START
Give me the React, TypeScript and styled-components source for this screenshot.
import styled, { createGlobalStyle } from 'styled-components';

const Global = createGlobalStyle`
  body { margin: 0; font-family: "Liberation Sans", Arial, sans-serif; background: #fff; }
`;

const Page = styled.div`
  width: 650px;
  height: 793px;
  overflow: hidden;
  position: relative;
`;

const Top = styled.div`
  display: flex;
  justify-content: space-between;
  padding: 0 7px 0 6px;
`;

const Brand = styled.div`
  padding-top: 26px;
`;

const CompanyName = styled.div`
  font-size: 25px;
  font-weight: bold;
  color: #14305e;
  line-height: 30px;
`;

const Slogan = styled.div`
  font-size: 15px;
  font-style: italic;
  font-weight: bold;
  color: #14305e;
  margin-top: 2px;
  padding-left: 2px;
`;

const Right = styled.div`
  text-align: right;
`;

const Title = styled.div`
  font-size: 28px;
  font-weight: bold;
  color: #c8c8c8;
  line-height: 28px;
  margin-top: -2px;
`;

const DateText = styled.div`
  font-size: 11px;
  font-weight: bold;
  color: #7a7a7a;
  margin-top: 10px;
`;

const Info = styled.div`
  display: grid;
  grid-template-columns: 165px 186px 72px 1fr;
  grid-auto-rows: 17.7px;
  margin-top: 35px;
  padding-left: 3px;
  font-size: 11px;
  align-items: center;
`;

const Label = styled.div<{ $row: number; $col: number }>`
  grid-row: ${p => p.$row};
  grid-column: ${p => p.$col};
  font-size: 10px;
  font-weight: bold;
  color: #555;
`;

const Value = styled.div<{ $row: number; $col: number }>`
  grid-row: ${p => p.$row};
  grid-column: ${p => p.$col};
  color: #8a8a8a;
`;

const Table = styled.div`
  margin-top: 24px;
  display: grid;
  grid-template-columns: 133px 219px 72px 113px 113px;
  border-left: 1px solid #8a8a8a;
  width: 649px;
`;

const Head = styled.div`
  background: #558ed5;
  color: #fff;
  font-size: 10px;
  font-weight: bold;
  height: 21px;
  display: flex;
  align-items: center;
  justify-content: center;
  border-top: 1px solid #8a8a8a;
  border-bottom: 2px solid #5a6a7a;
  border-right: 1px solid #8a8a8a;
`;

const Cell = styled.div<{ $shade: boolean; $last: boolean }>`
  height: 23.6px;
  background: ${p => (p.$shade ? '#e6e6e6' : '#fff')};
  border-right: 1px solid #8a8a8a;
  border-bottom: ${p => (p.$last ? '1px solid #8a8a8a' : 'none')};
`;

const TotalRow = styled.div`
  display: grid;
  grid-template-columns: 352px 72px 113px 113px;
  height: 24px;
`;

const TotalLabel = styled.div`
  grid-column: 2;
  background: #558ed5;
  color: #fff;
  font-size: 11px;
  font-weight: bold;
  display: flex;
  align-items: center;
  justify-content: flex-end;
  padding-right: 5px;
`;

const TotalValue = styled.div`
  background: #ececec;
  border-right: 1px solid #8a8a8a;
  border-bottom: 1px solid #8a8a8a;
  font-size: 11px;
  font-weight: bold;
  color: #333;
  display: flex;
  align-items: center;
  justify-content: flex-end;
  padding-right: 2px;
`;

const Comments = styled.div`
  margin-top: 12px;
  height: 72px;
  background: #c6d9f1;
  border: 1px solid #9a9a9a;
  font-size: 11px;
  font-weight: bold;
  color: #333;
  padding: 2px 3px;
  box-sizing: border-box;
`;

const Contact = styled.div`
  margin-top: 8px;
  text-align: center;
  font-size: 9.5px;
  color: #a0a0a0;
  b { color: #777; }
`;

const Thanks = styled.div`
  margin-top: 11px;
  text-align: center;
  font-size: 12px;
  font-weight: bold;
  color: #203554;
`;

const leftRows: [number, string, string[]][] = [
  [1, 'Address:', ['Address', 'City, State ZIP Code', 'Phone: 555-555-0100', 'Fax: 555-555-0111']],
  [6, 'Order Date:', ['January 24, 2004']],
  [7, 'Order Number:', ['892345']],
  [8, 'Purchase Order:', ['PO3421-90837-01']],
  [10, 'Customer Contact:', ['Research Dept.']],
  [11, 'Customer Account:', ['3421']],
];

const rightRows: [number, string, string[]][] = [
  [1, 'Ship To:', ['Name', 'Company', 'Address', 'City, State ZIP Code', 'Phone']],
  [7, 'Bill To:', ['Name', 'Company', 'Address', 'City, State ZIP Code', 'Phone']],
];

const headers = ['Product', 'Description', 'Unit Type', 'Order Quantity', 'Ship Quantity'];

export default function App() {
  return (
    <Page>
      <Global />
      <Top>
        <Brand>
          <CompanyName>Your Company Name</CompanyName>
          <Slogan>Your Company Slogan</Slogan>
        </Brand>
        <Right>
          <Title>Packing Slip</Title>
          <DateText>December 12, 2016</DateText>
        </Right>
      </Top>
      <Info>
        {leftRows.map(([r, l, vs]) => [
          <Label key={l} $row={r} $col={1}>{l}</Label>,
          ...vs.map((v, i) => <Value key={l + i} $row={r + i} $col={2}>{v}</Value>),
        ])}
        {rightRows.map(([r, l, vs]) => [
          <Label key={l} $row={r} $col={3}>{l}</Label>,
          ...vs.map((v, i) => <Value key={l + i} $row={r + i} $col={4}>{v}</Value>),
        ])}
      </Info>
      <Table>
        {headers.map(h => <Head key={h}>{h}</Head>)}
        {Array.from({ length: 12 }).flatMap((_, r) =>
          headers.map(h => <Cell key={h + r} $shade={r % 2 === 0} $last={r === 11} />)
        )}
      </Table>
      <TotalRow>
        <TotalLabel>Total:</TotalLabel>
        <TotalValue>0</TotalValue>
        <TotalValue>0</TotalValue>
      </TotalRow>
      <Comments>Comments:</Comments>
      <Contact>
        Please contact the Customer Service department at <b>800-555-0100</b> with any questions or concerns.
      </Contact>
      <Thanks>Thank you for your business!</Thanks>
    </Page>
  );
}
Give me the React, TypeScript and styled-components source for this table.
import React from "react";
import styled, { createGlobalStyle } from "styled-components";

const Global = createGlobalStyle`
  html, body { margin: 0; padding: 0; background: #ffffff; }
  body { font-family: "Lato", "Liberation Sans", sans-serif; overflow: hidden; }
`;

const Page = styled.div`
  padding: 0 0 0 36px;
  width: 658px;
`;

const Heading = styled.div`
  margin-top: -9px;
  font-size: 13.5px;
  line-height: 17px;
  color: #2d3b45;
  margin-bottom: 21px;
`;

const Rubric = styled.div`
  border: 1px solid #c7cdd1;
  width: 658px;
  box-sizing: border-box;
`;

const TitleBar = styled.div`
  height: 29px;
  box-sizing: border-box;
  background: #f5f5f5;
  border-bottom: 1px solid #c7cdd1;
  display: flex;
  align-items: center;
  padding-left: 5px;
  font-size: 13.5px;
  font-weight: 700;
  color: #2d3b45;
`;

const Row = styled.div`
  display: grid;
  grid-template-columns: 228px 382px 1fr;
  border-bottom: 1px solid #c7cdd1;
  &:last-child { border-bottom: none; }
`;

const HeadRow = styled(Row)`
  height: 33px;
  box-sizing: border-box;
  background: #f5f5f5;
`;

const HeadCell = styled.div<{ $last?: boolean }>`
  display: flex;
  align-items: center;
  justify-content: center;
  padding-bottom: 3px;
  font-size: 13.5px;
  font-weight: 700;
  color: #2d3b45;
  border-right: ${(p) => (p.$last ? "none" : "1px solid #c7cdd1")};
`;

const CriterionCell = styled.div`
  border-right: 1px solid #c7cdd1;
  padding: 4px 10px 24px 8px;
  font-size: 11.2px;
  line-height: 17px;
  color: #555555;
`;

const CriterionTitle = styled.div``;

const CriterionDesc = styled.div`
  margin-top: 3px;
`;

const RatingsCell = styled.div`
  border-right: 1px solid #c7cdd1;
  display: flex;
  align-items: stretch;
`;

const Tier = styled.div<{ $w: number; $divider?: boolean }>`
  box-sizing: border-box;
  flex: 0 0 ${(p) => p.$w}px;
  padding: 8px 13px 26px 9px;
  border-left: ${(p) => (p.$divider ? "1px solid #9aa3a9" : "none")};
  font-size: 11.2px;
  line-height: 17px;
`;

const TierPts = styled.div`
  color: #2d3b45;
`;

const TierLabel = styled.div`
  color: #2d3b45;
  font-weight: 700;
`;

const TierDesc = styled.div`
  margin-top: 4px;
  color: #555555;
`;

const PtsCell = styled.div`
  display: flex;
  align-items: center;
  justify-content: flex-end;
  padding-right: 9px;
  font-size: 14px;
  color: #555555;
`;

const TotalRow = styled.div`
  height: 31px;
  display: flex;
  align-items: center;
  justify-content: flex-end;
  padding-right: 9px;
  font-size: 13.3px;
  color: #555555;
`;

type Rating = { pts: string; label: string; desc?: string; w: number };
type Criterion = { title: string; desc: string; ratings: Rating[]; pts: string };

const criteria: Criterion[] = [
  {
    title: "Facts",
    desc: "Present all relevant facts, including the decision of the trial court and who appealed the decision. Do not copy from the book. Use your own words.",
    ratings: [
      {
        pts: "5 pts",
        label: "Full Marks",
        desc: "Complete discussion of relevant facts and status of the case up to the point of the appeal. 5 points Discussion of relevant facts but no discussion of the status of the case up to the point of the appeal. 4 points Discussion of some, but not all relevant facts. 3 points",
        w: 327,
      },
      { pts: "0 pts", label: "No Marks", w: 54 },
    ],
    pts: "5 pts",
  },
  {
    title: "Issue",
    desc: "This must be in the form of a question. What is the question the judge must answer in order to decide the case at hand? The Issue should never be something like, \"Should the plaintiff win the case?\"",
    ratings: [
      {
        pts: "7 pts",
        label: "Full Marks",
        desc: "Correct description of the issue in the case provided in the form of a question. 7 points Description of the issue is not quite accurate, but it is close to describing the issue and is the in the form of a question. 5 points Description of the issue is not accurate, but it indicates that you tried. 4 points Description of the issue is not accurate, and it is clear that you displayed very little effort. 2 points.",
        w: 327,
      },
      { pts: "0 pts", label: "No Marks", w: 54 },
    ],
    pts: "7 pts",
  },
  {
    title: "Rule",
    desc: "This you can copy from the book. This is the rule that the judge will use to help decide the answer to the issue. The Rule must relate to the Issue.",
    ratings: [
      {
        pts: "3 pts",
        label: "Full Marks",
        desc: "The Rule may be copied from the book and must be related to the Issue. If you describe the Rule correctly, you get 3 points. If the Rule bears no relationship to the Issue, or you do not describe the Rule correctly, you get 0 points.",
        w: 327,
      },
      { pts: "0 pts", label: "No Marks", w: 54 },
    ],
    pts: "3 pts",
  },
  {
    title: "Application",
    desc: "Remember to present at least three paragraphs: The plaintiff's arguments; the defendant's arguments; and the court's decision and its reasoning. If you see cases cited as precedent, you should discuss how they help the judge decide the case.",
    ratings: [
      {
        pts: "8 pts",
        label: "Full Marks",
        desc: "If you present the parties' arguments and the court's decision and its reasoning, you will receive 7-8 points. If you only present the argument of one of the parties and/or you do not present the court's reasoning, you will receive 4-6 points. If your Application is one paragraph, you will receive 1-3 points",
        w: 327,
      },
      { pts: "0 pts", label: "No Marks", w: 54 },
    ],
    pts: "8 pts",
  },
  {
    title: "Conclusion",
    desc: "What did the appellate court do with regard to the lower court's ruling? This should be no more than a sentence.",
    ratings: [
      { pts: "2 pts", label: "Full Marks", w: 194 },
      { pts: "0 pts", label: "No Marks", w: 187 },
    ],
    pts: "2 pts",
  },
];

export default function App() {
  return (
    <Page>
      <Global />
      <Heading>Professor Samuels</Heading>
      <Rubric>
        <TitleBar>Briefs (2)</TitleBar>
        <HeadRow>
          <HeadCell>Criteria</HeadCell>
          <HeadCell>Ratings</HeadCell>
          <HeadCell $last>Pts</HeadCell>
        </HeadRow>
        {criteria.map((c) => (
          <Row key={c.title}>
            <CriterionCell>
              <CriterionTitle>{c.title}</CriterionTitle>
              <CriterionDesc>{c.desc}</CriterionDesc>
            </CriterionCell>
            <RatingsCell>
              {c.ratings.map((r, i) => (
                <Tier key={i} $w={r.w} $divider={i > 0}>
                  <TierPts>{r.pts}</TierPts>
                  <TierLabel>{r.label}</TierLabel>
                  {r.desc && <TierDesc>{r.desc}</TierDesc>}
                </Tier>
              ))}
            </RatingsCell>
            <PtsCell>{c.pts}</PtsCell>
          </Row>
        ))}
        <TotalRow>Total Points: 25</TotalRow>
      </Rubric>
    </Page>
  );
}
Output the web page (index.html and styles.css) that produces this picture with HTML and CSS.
END
* _Set problem_: Say how many lines of the data hold the string "source". Reply with the number alone.

* _Result of the exercise_: 2